Public Policy Considerations
The court's interpretation was also influenced by public policy concerns surrounding title insurance. It recognized that title insurance is unique, functioning differently from traditional insurance due to its one-time premium structure and perpetual coverage for property owners. The court underscored the importance of maintaining clear definitions within title insurance policies to limit the insurer's exposure to risk. By interpreting "successors by operation of law" to require a preexisting relationship between the parties and the property, the court aimed to uphold the integrity of the insurance coverage and prevent an infinite expansion of potential insureds that could arise from voluntary purchase transactions. This rationale aligned with the purpose of title insurance, which is to protect the interests of named insureds while mitigating the insurer's liabilities.
Conclusion of the Court
Ultimately, the court affirmed the circuit court's decision to grant summary judgment in favor of ATG, concluding that the Buteras did not qualify as insureds under the title insurance policy.

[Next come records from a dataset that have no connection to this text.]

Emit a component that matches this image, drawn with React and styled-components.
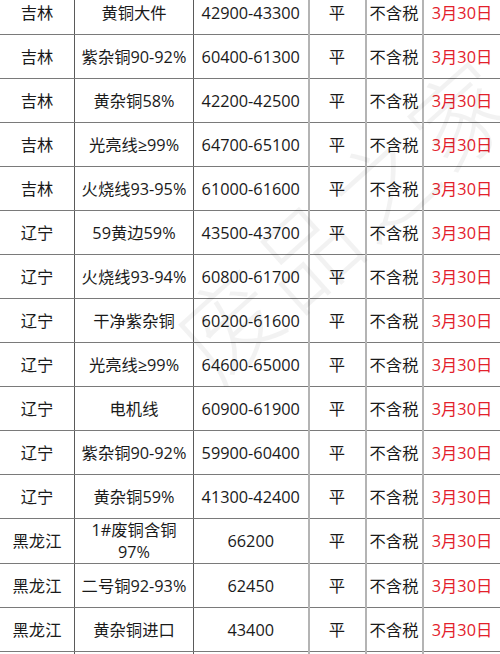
import React from "react";
import styled, { createGlobalStyle } from "styled-components";

const Global = createGlobalStyle`
  html, body { margin: 0; padding: 0; background: #fff; }
  body { font-family: "Open Sans", "Noto Sans CJK SC", sans-serif; }
`;

const Page = styled.div`
  position: relative;
  width: 500px;
  height: 654px;
  overflow: hidden;
  background: #fff;
`;

const Table = styled.table`
  border-collapse: collapse;
  table-layout: fixed;
  width: 501px;
  margin-top: -10px;
  margin-left: -1px;
`;

const Col = styled.col`
  width: ${(p) => p.$w}px;
`;

const Cell = styled.td`
  height: 44px;
  padding: 0 1px;
  text-align: center;
  vertical-align: middle;
  font-family: "Open Sans", "Noto Sans CJK SC", sans-serif;
  font-size: 16.3px;
  line-height: 22px;
  color: ${(p) => (p.$red ? "#e3212b" : "#1a1a1a")};
  white-space: pre-line;
  border-top: 1px solid #7a7a7a;
  border-bottom: 1px solid #7a7a7a;
  border-left: ${(p) => (p.$light ? "2px solid #b4b4b4" : "1px solid #5a5a5a")};
  box-sizing: border-box;
`;

const Watermark = styled.div`
  position: absolute;
  left: 140px;
  top: 300px;
  font-family: "Noto Sans CJK SC", sans-serif;
  font-size: 100px;
  font-weight: 300;
  letter-spacing: 4px;
  color: rgba(0, 0, 0, 0.05);
  transform: rotate(-42deg);
  transform-origin: left top;
  white-space: nowrap;
  pointer-events: none;
`;

const rows = [
  ["吉林", "黄铜大件", "42900-43300"],
  ["吉林", "紫杂铜90-92%", "60400-61300"],
  ["吉林", "黄杂铜58%", "42200-42500"],
  ["吉林", "光亮线≥99%", "64700-65100"],
  ["吉林", "火烧线93-95%", "61000-61600"],
  ["辽宁", "59黄边59%", "43500-43700"],
  ["辽宁", "火烧线93-94%", "60800-61700"],
  ["辽宁", "干净紫杂铜", "60200-61600"],
  ["辽宁", "光亮线≥99%", "64600-65000"],
  ["辽宁", "电机线", "60900-61900"],
  ["辽宁", "紫杂铜90-92%", "59900-60400"],
  ["辽宁", "黄杂铜59%", "41300-42400"],
  ["黑龙江", "1#废铜含铜\n97%", "66200"],
  ["黑龙江", "二号铜92-93%", "62450"],
  ["黑龙江", "黄杂铜进口", "43400"],
  ["黑龙江", "2#混黄铜含铁\n5%", "41000"],
];

export default function App() {
  return (
    <>
      <Global />
      <Page>
        <Table>
          <colgroup>
            <Col $w={75} />
            <Col $w={119} />
            <Col $w={115} />
            <Col $w={57} />
            <Col $w={57} />
            <Col $w={78} />
          </colgroup>
          <tbody>
            {rows.map((r, i) => (
              <tr key={i}>
                <Cell>{r[0]}</Cell>
                <Cell>{r[1]}</Cell>
                <Cell>{r[2]}</Cell>
                <Cell $light>平</Cell>
                <Cell $light>不含税</Cell>
                <Cell $light $red>3月30日</Cell>
              </tr>
            ))}
          </tbody>
        </Table>
        <Watermark>废品之家</Watermark>
      </Page>
    </>
  );
}
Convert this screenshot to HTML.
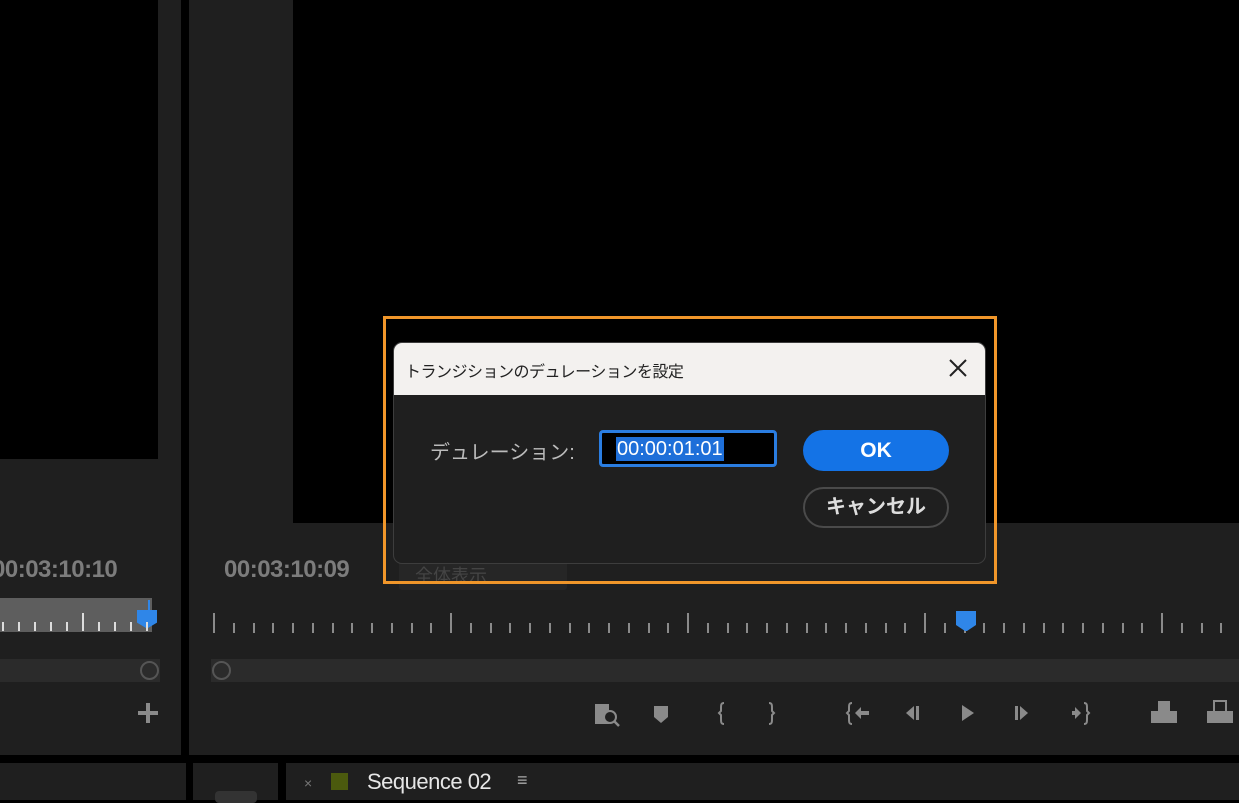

The court reinforced that the Buteras' transfers did not adhere to the policy's terms, which specifically limited coverage to those who acquired interests by operation of law rather than through voluntary transactions. The absence of a preexisting relationship between the Buteras and the property at the time of the initial conveyance to the corporation was pivotal in the court's reasoning. The analysis surrounding the nature of the transfers, the status of the Buteras as shareholders, and the implications of public policy collectively supported the court's determination that the Buteras were not entitled to hold ATG liable for the unpaid property taxes.